Orası çocukluğumda gittiğim ve bir daha asla unutamadığım bir yerdi. Hayal meyal hatırlıyorum. Bir nisan sabahı erkenden kalkıp ailemle beraber ormana pikriğe gitmiştik. İlk kez gitmeme rağmen ormanın güzelliği beni büyülemişti. Göz alabildiğince uzun yaşlı ağaçlar vardı. Ama benim dikkatimi bembeyaz papatyalar çekmişti. Küçük ellerimin alabildiğince topladım onları. Anneme götürdüm ve bana bir taç yaptı. Çok beğenmiştim ve eve gidene kadar başımdan çıkartmadım papatyadan tacımı.
Papatyalardan
daha az görülen kırmızı bir çiçek türü daha vardı. Sonradan öğrendim ki çiçeğin
ismi gelincikmiş. Resmen ormanın güzelliğinden mest olmuştum.
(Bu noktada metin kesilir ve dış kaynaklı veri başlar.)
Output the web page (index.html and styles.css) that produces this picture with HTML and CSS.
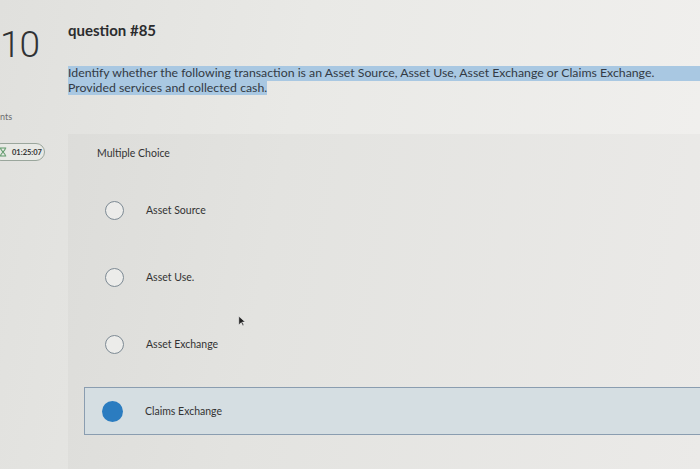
FILE: index.html
```html
<!DOCTYPE html>
<html>
<head>
<meta charset="utf-8">
<link rel="stylesheet" href="styles.css">
</head>
<body>
<div class="page">
  <aside class="side">
    <div class="qnum">10</div>
    <div class="points">nts</div>
    <div class="timer">
      <svg class="hourglass" viewBox="0 0 10 12" width="8" height="10"><path d="M1 1h8M1 11h8M2 1c0 3 3 4 3 5s-3 2-3 5M8 1c0 3-3 4-3 5s3 2 3 5" fill="none" stroke="#5f9a6a" stroke-width="1.3"/></svg>
      <span>01:25:07</span>
    </div>
  </aside>
  <main class="main">
    <h1 class="title">question #85</h1>
    <p class="prompt"><span class="sel-line">Identify whether the following transaction is an Asset Source, Asset Use, Asset Exchange or Claims Exchange.</span><span class="sel">Provided services and collected cash.</span></p>
    <section class="panel">
      <div class="kind">Multiple Choice</div>
      <div class="options">
        <div class="option"><span class="radio"></span><span class="label">Asset Source</span></div>
        <div class="option"><span class="radio"></span><span class="label">Asset Use.</span></div>
        <div class="option"><span class="radio"></span><span class="label">Asset Exchange</span></div>
        <div class="option selected"><span class="radio"></span><span class="label">Claims Exchange</span></div>
      </div>
    </section>
  </main>
</div>
<svg class="cursor" viewBox="0 0 10 14" width="8" height="12"><path d="M1 1v11l3-3 2 4 1.5-.7-2-4H9z" fill="#222" stroke="#fff" stroke-width=".6"/></svg>
</body>
</html>
```

FILE: styles.css
```css
html, body {
  margin: 0;
  padding: 0;
}
body {
  width: 700px;
  height: 469px;
  overflow: hidden;
  background: linear-gradient(100deg, #e0e0dd 0%, #e9e9e6 40%, #f1f0ee 100%);
  font-family: Lato, "Open Sans", sans-serif;
  color: #2e2f31;
  position: relative;
}
.page {
  display: grid;
  grid-template-columns: 68px 1fr;
  height: 469px;
}
.side {
  padding-top: 26px;
  overflow: hidden;
}
.qnum {
  font-family: Roboto, sans-serif;
  font-size: 37px;
  line-height: 38px;
  color: #303234;
  margin-left: 0;
  font-weight: 300;
  letter-spacing: -1px;
}
.points {
  margin-top: 48px;
  font-size: 9px;
  line-height: 10px;
  color: #6a6c6e;
}
.timer {
  margin-top: 21px;
  margin-left: -8px;
  width: 53px;
  height: 18px;
  box-sizing: border-box;
  border: 1px solid #9aa69c;
  border-radius: 9px;
  display: flex;
  align-items: center;
  gap: 5px;
  padding-left: 6px;
  font-size: 7.5px;
  font-weight: 700;
  color: #333;
  background: #e8e9e5;
}
.hourglass { flex: none; }
.main {
  padding-top: 20px;
  display: flex;
  flex-direction: column;
}
.title {
  margin: 0;
  font-size: 15px;
  line-height: 20px;
  font-weight: 700;
  color: #2b2c2e;
}
.prompt {
  margin: 26px 0 0;
  font-size: 12.3px;
  line-height: 14.5px;
  color: #333a44;
}
.sel-line {
  display: block;
  background: #a9c8e2;
}
.sel {
  background: #a9c8e2;
}
.panel {
  margin-top: 39px;
  background: rgba(0, 0, 0, 0.022);
  padding: 12px 0 0 0;
  flex: 1;
}
.kind {
  padding-left: 29px;
  font-size: 10.5px;
  line-height: 14px;
  color: #333;
}
.options {
  margin-top: 26px;
  padding-left: 16px;
  display: flex;
  flex-direction: column;
  gap: 19px;
}
.option {
  height: 48px;
  box-sizing: border-box;
  border: 1px solid transparent;
  display: flex;
  align-items: center;
  padding-left: 20px;
  gap: 22px;
  font-size: 10.5px;
  color: #333;
}
.radio {
  width: 19px;
  height: 19px;
  box-sizing: border-box;
  border-radius: 50%;
  border: 1.5px solid #7d8a94;
  background: #ececea;
  flex: none;
}
.option.selected {
  background: #d5dee2;
  border-color: #8a9db0;
  border-right: none;
  padding-left: 17px;
}
.option.selected .radio {
  width: 21px;
  height: 21px;
  border: none;
  background: #2b7cc0;
}
.cursor {
  position: absolute;
  left: 238px;
  top: 315px;
}
```
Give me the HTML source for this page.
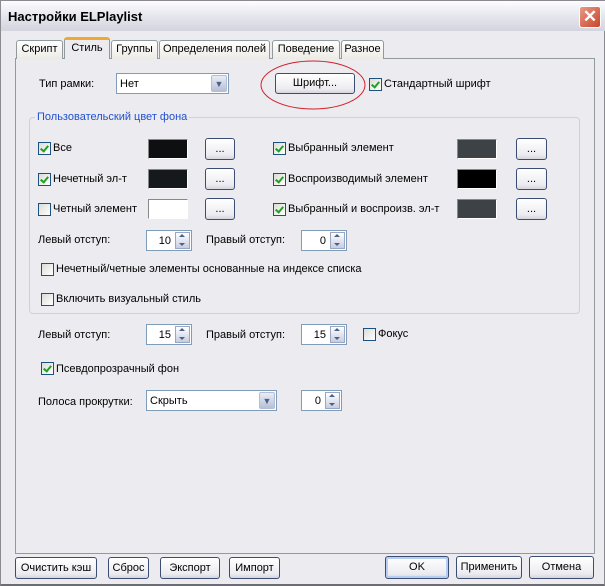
<!DOCTYPE html>
<html><head><meta charset="utf-8"><style>
*{box-sizing:border-box}
body{margin:0;width:605px;height:586px;overflow:hidden;background:#ecebef;font-family:"Liberation Sans",sans-serif;font-size:11px;color:#000}
.a{position:absolute;white-space:nowrap}
#win{position:absolute;left:0;top:0;width:605px;height:586px;border:1px solid #8a8a90;border-bottom:2px solid #6c6c72;background:#ecebef}
#title{position:absolute;left:0;top:0;width:605px;height:30px;background:linear-gradient(#fdfdfe,#e6e6ee 50%,#d3d4de);}
.btn{position:absolute;border:1px solid #3c4d74;border-radius:3px;background:linear-gradient(#ffffff,#ecebf0 80%,#d6d5de);text-align:center;line-height:20px;font-size:11px}
.cb{position:absolute;width:13px;height:13px;border:1px solid #1c5180;background:linear-gradient(135deg,#dcdcd6,#fff)}
.cb.on::after{content:"";position:absolute;left:3px;top:1px;width:3px;height:6px;border:solid #21a121;border-width:0 2px 2px 0;transform:rotate(40deg)}
.sw{position:absolute;width:40px;height:20px;border:1px solid;border-color:#888 #fff #fff #888}
.inp{position:absolute;height:21px;border:1px solid #7f9db9;background:#fff}
.spin{position:absolute;right:1px;top:1px;width:15px;height:17px;border:1px solid #9aa6c6;background:linear-gradient(#fff,#c6cde0);}
.spin::before{content:"";position:absolute;left:3px;top:1px;border:3px solid transparent;border-bottom:3px solid #4d6185;border-top:0}
.spin::after{content:"";position:absolute;left:3px;bottom:2px;border:3px solid transparent;border-top:3px solid #4d6185;border-bottom:0}
.num{position:absolute;right:20px;top:4px}
.dd{position:absolute;right:1px;top:1px;width:16px;height:17px;border:1px solid #b3bdd5;border-radius:2px;background:linear-gradient(#e9ecf5,#b6bfd6);font-size:9px;color:#4d6185;text-align:center;line-height:16px}
.tab{position:absolute;top:39px;height:19px;border:1px solid #919b9c;border-bottom:none;border-radius:3px 3px 0 0;background:linear-gradient(#fff,#ecebe6);text-align:center;line-height:17px}
</style></head><body>
<div id="win">
<div id="title"></div>
<div class="a" style="left:7px;top:8px;font-weight:bold;font-size:13px">Настройки ELPlaylist</div>
<div class="a" style="left:578px;top:5px;width:22px;height:22px;border:1px solid #fff;border-radius:3px;background:linear-gradient(135deg,#e89a86,#c8452c);color:#fff;font-size:17px;line-height:19px;text-align:center;font-weight:bold">✕</div>

<div class="a" style="left:14px;top:57px;width:580px;height:496px;border:1px solid #919b9c;background:#ecebef"></div>
<div class="tab" style="left:15px;width:47px">Скрипт</div>
<div class="tab" style="left:63px;top:36px;width:46px;height:22px;background:#ecebef;border-top:3px solid #f0a830;line-height:16px">Стиль</div>
<div class="tab" style="left:110px;width:47px">Группы</div>
<div class="tab" style="left:158px;width:111px">Определения полей</div>
<div class="tab" style="left:271px;width:68px">Поведение</div>
<div class="tab" style="left:340px;width:43px">Разное</div>

<div class="a" style="left:38px;top:77px">Тип рамки:</div>
<div class="inp" style="left:115px;top:72px;width:113px"><span class="a" style="left:3px;top:4px">Нет</span><div class="dd">&#9660;</div></div>
<div class="btn" style="left:274px;top:72px;width:80px;height:21px;line-height:19px">Шрифт...</div>
<svg class="a" style="left:258px;top:58px" width="108" height="52"><ellipse cx="54" cy="26" rx="52" ry="24" fill="none" stroke="#d0202a" stroke-width="1"/></svg>
<div class="cb on" style="left:368px;top:77px"></div>
<div class="a" style="left:383px;top:77px">Стандартный шрифт</div>

<div class="a" style="left:28px;top:116px;width:551px;height:197px;border:1px solid #d0d0d8;border-radius:4px"></div>
<div class="a" style="left:34px;top:110px;padding:0 2px;background:#ecebef;color:#2050d0">Пользовательский цвет фона</div>

<div class="cb on" style="left:37px;top:141px"></div><div class="a" style="left:52px;top:141px">Все</div>
<div class="sw" style="left:147px;top:138px;background:#0e0f11"></div>
<div class="btn" style="left:204px;top:137px;width:30px;height:22px">...</div>
<div class="cb on" style="left:272px;top:141px"></div><div class="a" style="left:287px;top:141px">Выбранный элемент</div>
<div class="sw" style="left:456px;top:138px;background:#3c4246"></div>
<div class="btn" style="left:515px;top:137px;width:31px;height:22px">...</div>

<div class="cb on" style="left:37px;top:172px"></div><div class="a" style="left:52px;top:172px">Нечетный эл-т</div>
<div class="sw" style="left:147px;top:168px;background:#15191c"></div>
<div class="btn" style="left:204px;top:167px;width:30px;height:22px">...</div>
<div class="cb on" style="left:272px;top:172px"></div><div class="a" style="left:287px;top:172px">Воспроизводимый элемент</div>
<div class="sw" style="left:456px;top:168px;background:#000"></div>
<div class="btn" style="left:515px;top:167px;width:31px;height:22px">...</div>

<div class="cb" style="left:37px;top:202px"></div><div class="a" style="left:52px;top:202px">Четный элемент</div>
<div class="sw" style="left:147px;top:198px;background:#fff"></div>
<div class="btn" style="left:204px;top:197px;width:30px;height:22px">...</div>
<div class="cb on" style="left:272px;top:202px"></div><div class="a" style="left:287px;top:202px">Выбранный и воспроизв. эл-т</div>
<div class="sw" style="left:456px;top:198px;background:#3c4246"></div>
<div class="btn" style="left:515px;top:197px;width:31px;height:22px">...</div>

<div class="a" style="left:37px;top:233px">Левый отступ:</div>
<div class="inp" style="left:145px;top:229px;width:46px"><span class="num">10</span><div class="spin"></div></div>
<div class="a" style="left:205px;top:233px">Правый отступ:</div>
<div class="inp" style="left:300px;top:229px;width:46px"><span class="num">0</span><div class="spin"></div></div>

<div class="cb" style="left:40px;top:262px"></div><div class="a" style="left:55px;top:262px">Нечетный/четные элементы основанные на индексе списка</div>
<div class="cb" style="left:40px;top:292px"></div><div class="a" style="left:55px;top:292px">Включить визуальный стиль</div>

<div class="a" style="left:37px;top:328px">Левый отступ:</div>
<div class="inp" style="left:145px;top:323px;width:46px"><span class="num">15</span><div class="spin"></div></div>
<div class="a" style="left:205px;top:328px">Правый отступ:</div>
<div class="inp" style="left:300px;top:323px;width:46px"><span class="num">15</span><div class="spin"></div></div>
<div class="cb" style="left:362px;top:327px"></div><div class="a" style="left:377px;top:327px">Фокус</div>

<div class="cb on" style="left:40px;top:361px"></div><div class="a" style="left:55px;top:362px">Псевдопрозрачный фон</div>

<div class="a" style="left:37px;top:395px">Полоса прокрутки:</div>
<div class="inp" style="left:145px;top:389px;width:131px"><span class="a" style="left:3px;top:4px">Скрыть</span><div class="dd">&#9660;</div></div>
<div class="inp" style="left:300px;top:389px;width:41px"><span class="num">0</span><div class="spin"></div></div>

<div class="btn" style="left:14px;top:556px;width:82px;height:22px">Очистить кэш</div>
<div class="btn" style="left:107px;top:556px;width:41px;height:22px">Сброс</div>
<div class="btn" style="left:159px;top:556px;width:60px;height:22px">Экспорт</div>
<div class="btn" style="left:228px;top:556px;width:51px;height:22px">Импорт</div>
<div class="btn" style="left:384px;top:555px;width:64px;height:23px;line-height:21px;box-shadow:inset 0 0 0 2px #b8cdf2">OK</div>
<div class="btn" style="left:455px;top:555px;width:66px;height:23px;line-height:21px">Применить</div>
<div class="btn" style="left:528px;top:555px;width:65px;height:23px;line-height:21px">Отмена</div>
</div>
</body></html>
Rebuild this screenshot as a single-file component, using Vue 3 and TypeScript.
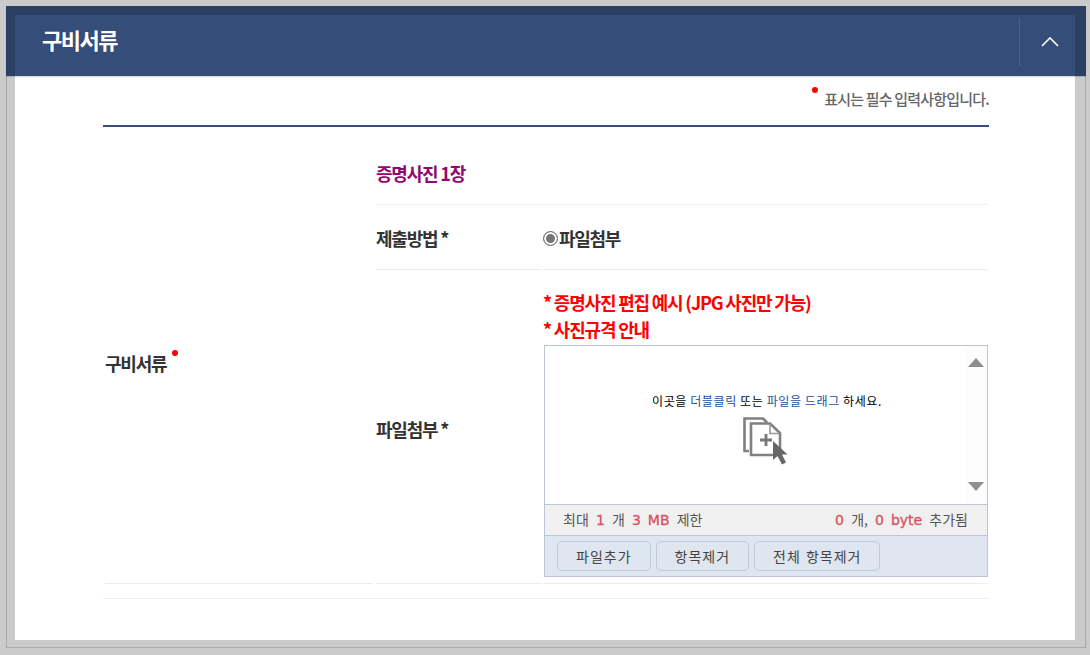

Hayatımda ilk kez
sincabı da o ormanda görmüştüm. Elinde cevize benzer bir şey vardı. Belki
onunla yavrularını besleyecekti. Ben bunları düşünüp sincabı takip ederken
ailemden epey uzaklaşmışım. Bunu sincap gözden kaybolunca anladım. Onları
göremeyince korkup panik oldum ve hemen bağırmaya başladım. Biraz sonra onların
sesini duydum. Beni arıyorlardı. Beni bulduklarında onlarında çok paniklediğini
gördüm. Bana kızmalarından korksam da onları gördüğüme çok sevindim. Beni bir
daha ormana yalnız gitmemem için uyardılar. Böyle bir şey yaşayabileceğim
aklıma bile gelmemişti. Kaybolduğumda hissettiğim duyguyu hala çok net
hatırlıyorum. O zamanlar herkes çok korksa da şimdilerde hatırladıkça güleriz.
Herkesin
unutamadığı bir çocukluk anısı vardır. Benimki böyle. Ama ne olursa olsun güzel
bir gündü. Dediğim gibi orası çocukluğumda gittiğim ve bir daha asla unutamadığım
bir yerdi. Zaten bunları yaşadıktan sonra nasıl unutabilirdim ki.